Peel and and shred enough raw beets to mound about 1/2 cup per serving. Add equal amounts of olive oil, honey and balsamic vinegar to moisten the beets nicely. Salt and pepper to taste.

For each salad, lay down a bed of arugula. Top with beet mixture, then crumble some goat cheese over the top.

I love beets for this!

Australians apparently use beets as a topping on hamburgers, the way we would use tomatoes or onions. I believe they use pickled beets. I’ve never tried it myself but it could be something to look into.

My late Kiwi/Aussie husband adored pickled beets on his hamburgers. Also a fried egg. He had an easier time getting the fried egg than the pickled beets, unless we made them at home.

And when we did, that was a burger consumption from which my eyes remained fiercely averted.

Yeah, well they also consider Vegemite to be food, when everyone knows it’s just dirt in a jar.

I like to use them as part of a vegetable juice mix in my juicer.

As for eating them, I don’t really care for them ( texture and strong “dirt” taste ) but I will eat them if decorum requires it.

This, almost word for word.

Hard pass.

I like beets a lot, and don’t understand the comments about their “earthy” taste.

And especially, borscht with sour cream.

I developed an antipathy towards beets when they were served in the school cafeteria cooked but cold, bleeding their nasty purple juice.

Since then I’ve occasionally eaten cooked beets of other colors (i.e. orange) and had them raw in salads.

I now view them as OK*, but I don’t seek out beet-containing dishes or grow them in the vegetable garden.

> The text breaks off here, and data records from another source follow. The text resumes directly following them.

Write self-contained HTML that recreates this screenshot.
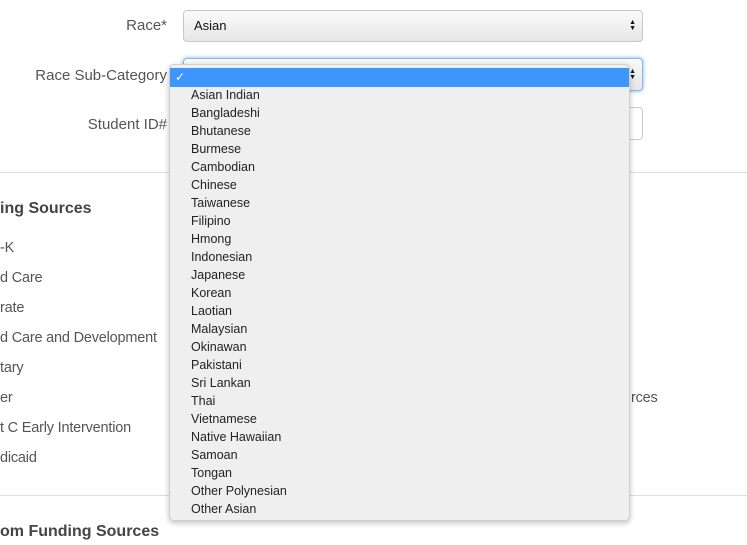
<!DOCTYPE html>
<html><head><style>
body{margin:0;width:747px;height:545px;background:#fff;position:relative;overflow:hidden;font-family:"Liberation Sans",sans-serif;}
.a{position:absolute;white-space:nowrap}
.lbl{color:#555;font-size:15px;text-align:right}
.sel{position:absolute;border:1px solid #c8c8c8;border-radius:4px;background:linear-gradient(#fafafa,#e6e6e6);box-sizing:border-box}
.arr{position:absolute;right:6px;top:50%;margin-top:-6px;font-size:7px;line-height:6px;color:#111}
.li{color:#555;font-size:14.5px;letter-spacing:-0.2px}
hr{position:absolute;border:0;border-top:1px solid #ddd;margin:0;left:0;width:747px}
.dd{position:absolute;left:169px;top:64px;width:461px;height:457px;background:#efefef;border:1px solid #cfcfcf;border-radius:5px;box-shadow:0 2px 6px rgba(0,0,0,.25);box-sizing:border-box}
.it{position:absolute;left:21px;font-size:12.5px;color:#222;line-height:18px}
</style></head><body>
<div class="a lbl" style="right:580px;top:17px">Race*</div>
<div class="sel" style="left:183px;top:10px;width:460px;height:32px"><span class="a" style="left:10px;top:7px;font-size:13px;color:#111">Asian</span><div class="arr">▲<br>▼</div></div>
<div class="a lbl" style="right:580px;top:67px">Race Sub-Category</div>
<div class="sel" style="left:183px;top:58px;width:460px;height:33px;border-color:#8ab8ea;box-shadow:0 0 3px 1px #a9cdf3"><div class="arr">▲<br>▼</div></div>
<div class="a lbl" style="right:580px;top:116px">Student ID#</div>
<div class="a" style="left:183px;top:107px;width:460px;height:33px;border:1px solid #ccc;border-radius:4px;box-sizing:border-box"></div>
<hr style="top:172px">
<div class="a" style="left:0;top:200px;font-size:16px;font-weight:bold;color:#444">ing Sources</div>
<div class="a li" style="left:0;top:240px">-K</div>
<div class="a li" style="left:0;top:270px">d Care</div>
<div class="a li" style="left:0;top:300px">rate</div>
<div class="a li" style="left:0;top:330px">d Care and Development</div>
<div class="a li" style="left:0;top:360px">tary</div>
<div class="a li" style="left:0;top:390px">er</div>
<div class="a li" style="left:0;top:420px">t C Early Intervention</div>
<div class="a li" style="left:0;top:450px">dicaid</div>
<div class="a li" style="left:631px;top:390px">rces</div>
<hr style="top:495px">
<div class="a" style="left:0;top:523px;font-size:16px;font-weight:bold;color:#444">om Funding Sources</div>
<div class="dd">
<div class="a" style="left:0;top:3px;width:459px;height:19px;background:#3d96fc;color:#fff;font-size:12px;line-height:19px;padding-left:5px;box-sizing:border-box">✓</div>
<div class="it" style="top:21px">Asian Indian</div>
<div class="it" style="top:39px">Bangladeshi</div>
<div class="it" style="top:57px">Bhutanese</div>
<div class="it" style="top:75px">Burmese</div>
<div class="it" style="top:93px">Cambodian</div>
<div class="it" style="top:111px">Chinese</div>
<div class="it" style="top:129px">Taiwanese</div>
<div class="it" style="top:147px">Filipino</div>
<div class="it" style="top:165px">Hmong</div>
<div class="it" style="top:183px">Indonesian</div>
<div class="it" style="top:201px">Japanese</div>
<div class="it" style="top:219px">Korean</div>
<div class="it" style="top:237px">Laotian</div>
<div class="it" style="top:255px">Malaysian</div>
<div class="it" style="top:273px">Okinawan</div>
<div class="it" style="top:291px">Pakistani</div>
<div class="it" style="top:309px">Sri Lankan</div>
<div class="it" style="top:327px">Thai</div>
<div class="it" style="top:345px">Vietnamese</div>
<div class="it" style="top:363px">Native Hawaiian</div>
<div class="it" style="top:381px">Samoan</div>
<div class="it" style="top:399px">Tongan</div>
<div class="it" style="top:417px">Other Polynesian</div>
<div class="it" style="top:435px">Other Asian</div>
</div>
</body></html>
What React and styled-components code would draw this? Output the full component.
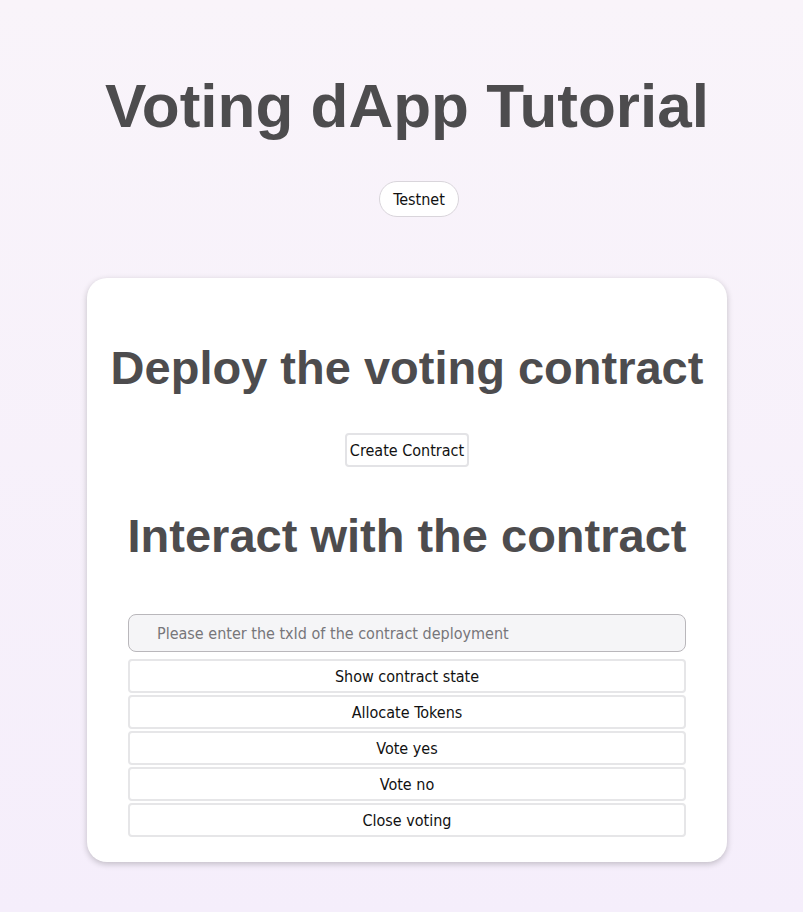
import React from "react";
import styled, { createGlobalStyle } from "styled-components";

const GlobalStyle = createGlobalStyle`
  html, body {
    margin: 0;
    padding: 0;
  }
  body {
    min-height: 100vh;
    background: linear-gradient(180deg, #f9f4fa 0%, #f5eefb 100%);
    font-family: "DejaVu Sans Condensed", "DejaVu Sans", sans-serif;
  }
`;

const actions = [
  "Show contract state",
  "Allocate Tokens",
  "Vote yes",
  "Vote no",
  "Close voting",
];

function App() {
  return (
    <>
      <GlobalStyle />
      <Page>
        <Header>
          <Title>Voting dApp Tutorial</Title>
          <NetworkPill>Testnet</NetworkPill>
        </Header>
        <Card>
          <Heading>Deploy the voting contract</Heading>
          <SmallButton>Create Contract</SmallButton>
          <Heading $top={41}>Interact with the contract</Heading>
          <Form>
            <TxInput placeholder="Please enter the txId of the contract deployment" />
            {actions.map((label) => (
              <WideButton key={label}>{label}</WideButton>
            ))}
          </Form>
        </Card>
      </Page>
    </>
  );
}

export default App;

const Page = styled.div`
  width: 814px;
  display: flex;
  flex-direction: column;
  align-items: center;
  padding-bottom: 50px;
`;

const Header = styled.header`
  display: flex;
  flex-direction: column;
  align-items: center;
  padding-top: 70px;
`;

const Title = styled.h1`
  margin: 0;
  font-family: "Liberation Sans", Arial, sans-serif;
  font-weight: 700;
  font-size: 62px;
  color: #4d4c4e;
  white-space: nowrap;
`;

const NetworkPill = styled.div`
  margin-top: 40px;
  margin-left: 24px;
  height: 34px;
  padding: 0 13px;
  display: flex;
  align-items: center;
  border: 1px solid #d9d5db;
  border-radius: 18px;
  background: #ffffff;
  font-size: 16px;
  color: #111;
`;

const Card = styled.main`
  margin-top: 61px;
  width: 640px;
  box-sizing: border-box;
  padding: 62px 0 25px;
  background: #ffffff;
  border-radius: 20px;
  box-shadow: 0 2px 6px rgba(0, 0, 0, 0.22);
  display: flex;
  flex-direction: column;
  align-items: center;
`;

const Heading = styled.h2`
  margin: ${(p) => p.$top || 0}px 0 0;
  font-family: "Liberation Sans", Arial, sans-serif;
  font-weight: 700;
  font-size: 47px;
  color: #4d4c4e;
  white-space: nowrap;
  text-align: center;
`;

const SmallButton = styled.button`
  margin-top: 38px;
  height: 34px;
  padding: 0 3px;
  border: 2px solid #e3e3e6;
  border-radius: 4px;
  background: #ffffff;
  font-family: "DejaVu Sans Condensed", "DejaVu Sans", sans-serif;
  font-size: 16px;
  color: #111;
`;

const Form = styled.div`
  margin-top: 51px;
  width: 558px;
  display: flex;
  flex-direction: column;
  gap: 2px;
`;

const TxInput = styled.input`
  height: 38px;
  box-sizing: border-box;
  margin-bottom: 5px;
  padding: 0 28px;
  border: 1px solid #b9b7bb;
  border-radius: 8px;
  background: #f5f5f7;
  font-family: "DejaVu Sans Condensed", "DejaVu Sans", sans-serif;
  font-size: 16px;
  color: #333;
  outline: none;

  &::placeholder {
    color: #77767a;
  }
`;

const WideButton = styled.button`
  height: 34px;
  width: 100%;
  border: 2px solid #e6e6e8;
  border-radius: 4px;
  background: #ffffff;
  font-family: "DejaVu Sans Condensed", "DejaVu Sans", sans-serif;
  font-size: 16px;
  color: #111;
`;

I rank them just above rutabaga but not as good as turnips.

*as long as they’re not cold and bleeding purple.
**my grandfather used to enjoy borscht, which looked almost as repulsive to me as gefilte fish.

One of the very few foods that I truly cannot stand or stomach.
I’ve had to fight back the urge to vomit when in a very very expensive exclusive restaurant where one of the courses were beets. It would have been a serious faux pas to not eat them, and even worse if I did puke.
But I managed to get them down without anyone the wiser, I hope.